I don't know what the synchronization problem you are referring to is. The synchronization primitive is used only to stop waiting when the value is ready. It does not guarantee any thread safety of the underlying storage (e.g., similarly to a std::shared_ptr).

The main issue is that it is returning a reference to a scope that has ended.

The synchronization problem is this:

https://en.cppreference.com/w/cpp/atomic/atomic_thread_fence

https://www.sciencedirect.com/science/article/pii/S1383762124000390#:~:text=Even%20though%20both%20x86%20and,differently%20from%20the%20program%20order.

Basically it means that if one thread got the std::binary_semaphore signaling the value is ready the value it then reads might not be, unless explicit memory fence synchronization is used.

I am not sure though, as I didn't see in the std::binary_semaphore documentation if it is internally doing memory fencing.

If a atomic flag is used instead, the value then read might be synchronized by the atomic flag access implicit memory fence operations, but for the semaphore used here I think it could not be.

As said, on x86/x86-64 memory is synced between the cores, but on Arm not, because it is a costly thing to do energy and silicon area wise.

https://developer.arm.com/documentation/100941/0101/Barriers

Too bad that compiler explorer can generate ARM code but can't run it because it is on x86 servers.

raymundhofmann avatar Jan 19 '25 00:01 raymundhofmann

Concurrency is hard and the total lack of warnings, static checks and support form compilers is offending.

Do you mean C++ in general or something specific with this simple library?

I mean that if the compiler clearly sees that a reference to a ending scope is returned it doesn't give an error. I mean that violations of temporary life time extension of references aren't detected by compilers.

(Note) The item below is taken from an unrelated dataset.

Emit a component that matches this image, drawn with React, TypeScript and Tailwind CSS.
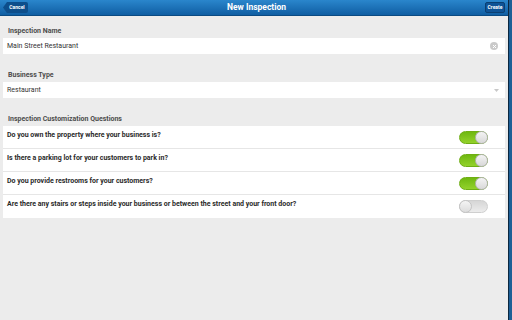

There is so much that could be improved in the tools there.

raymundhofmann avatar Jan 19 '25 00:01 raymundhofmann

The main issue is that it is returning a reference to a scope that has ended.

The library should return a reference only in case of task<T&>. Otherwise, it should return by value. If this is not the case, it is a bug.

mpusz avatar Jan 19 '25 12:01 mpusz

Basically it means that if one thread got the std::binary_semaphore signaling the value is ready the value it then reads might not be, unless explicit memory fence synchronization is used.

I do not think that it is needed. std::counted_semaphore is meant for synchronization between threads, so it should work fine here.